Chile Tortillas Con Queso
Chile Peppers And Heat
I remember the first time I ate a raw Jalapeño. It was like fire against my unseasoned tongue. I was only a teenager and had no idea what to do to relieve the heat in my mouth.
So I made one of the worst decisions of my life! I put my mouth under a kitchen faucet and let water run through it. What I didn’t realize was that the water actually made the whole situation worse. It just moved the un-absorbed Capsaicin in the Jalapeño around my tongue and throat.
Years later I found myself warning my youngest teenage daughter, Stephanie, about the dangers of doing the same thing. We were at a Pollo Loco restaurant in Las Vegas when she did the dastardly deed anyways. I texted and asked her what she did to cure the pain back then and she replied “Possibly (I ate some) rice or bread, but I think I just suffered through it”. Whew!
While writing this article, I likewise posted a chile-experience question to my son, Eric. I asked him if he liked the hot peppers and he flat-out responded “No“! The next response was something about trying a Habanero chile. He recalls the immediate reflex of “screaming” as an end result! The odd thing about him is that it does not bother his psyche to bring back fiery hot chile pepper sauce from visits to New Orleans to give to his friends in New York. Must be his inner Schadenfreude complex!
My oldest daughter, Susan, had a different result with peppers. “I have never screamed eating chili peppers” she said. “I did eat some red salsa that burned my face but was so good I couldn’t stop eating it. I was numb by the time it all ended” she added. Hmm! Hot chile peppers in the salsa?
Chugging water after biting down on a chili pepper will only spread the capsaicin around the inside of your mouth, where it will come in contact with more pain receptors and amp up the burning sensation. Steer clear of beer and soda too—both beverages are mostly water. (…..A glass of milk is probably the best remedy.)
Excerpt from article in Greatist.com by Jeff Cattel
Learning To Accept The Fire
Since then I have learned to accept the fire that comes with chile peppers like Jalapeños, Cayenne Peppers, and Chipotles (Dried Jalapeños). I love the zap and flavor (and heat?) that they add to a meal.
On the flip side, I used to just take flour tortillas and inserted them with shredded cheddar cheese. Folding them over, I would just heat them in the microwave oven for a quick snack. Now I have upped the ante thanks to our farmer friends, Bill and Cindy.
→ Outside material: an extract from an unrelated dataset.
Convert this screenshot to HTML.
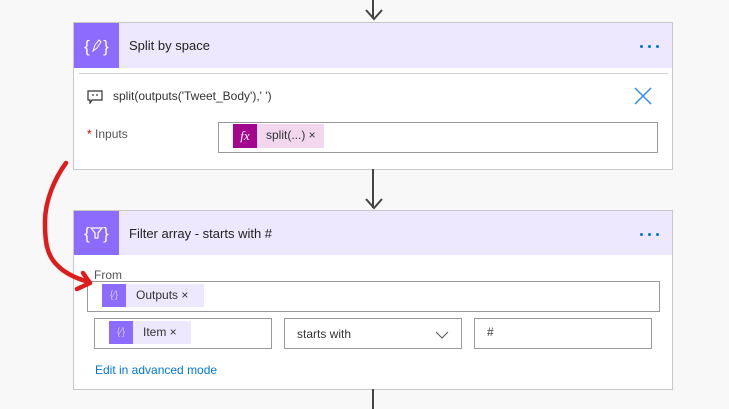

They have given us bags of chile peppers grown on their mini-farm just north of us in Darlington, Florida. In the mix are those Jalapeños, Cayennes, and also the much milder Banana Peppers. Those spicy “accoutrements” are now going into my cheese-filled tortillas. The following recipe is a simple but a tasty way to make this easy-fix meal.
- Large Flour Tortillas
- Shredded Cheddar Cheese
- Choice of Jalapeño, Cayenne, Chipotle, or Banana Peppers
- Homemade or Herdez Salsa (Optional)
- Cilantro (Optional)
- Sour Cream (as a side)
- Begin by heating a flat-surfaced electric griddle on high while doing prep.
- Take one large flour tortilla and spread cheddar cheese on one half.
- Take chile peppers and split down the middle with knife, leaving seeds intact if they are Banana Peppers. If you choose Jalapeños, or hotter peppers, keep in mind that a lot of the fire is in the seeds.
- Group them together and dice.
- Spread the pieces out over the cheese
- Add salsa and/or cilantro if desired (for extra flavor).
- Fold over tortilla and crease the edge.
- Heat tortilla combo in microwave oven (30 secs for 1, and 60 secs for 2).
- Remove heated tortilla(s).
- Place on hot griddle for 1 minute on each side and remove.
- Cut into wedges and serve with sour cream and/or salsa on the side.
The Banana Peppers add flavor without the heat. Jalapeños and the Cayennes add a nice amount of heat to the flavor. I haven’t tried Habaneros yet, but may do so when I have the guts to experiment and a large glass of ice-cold milk on the side.
I think, with a little experimentation, I could turn this recipe into handheld-style Nachos. Throwing in some black olives or black beans (no meat to keep it simple) might do the trick. Who knows until you try!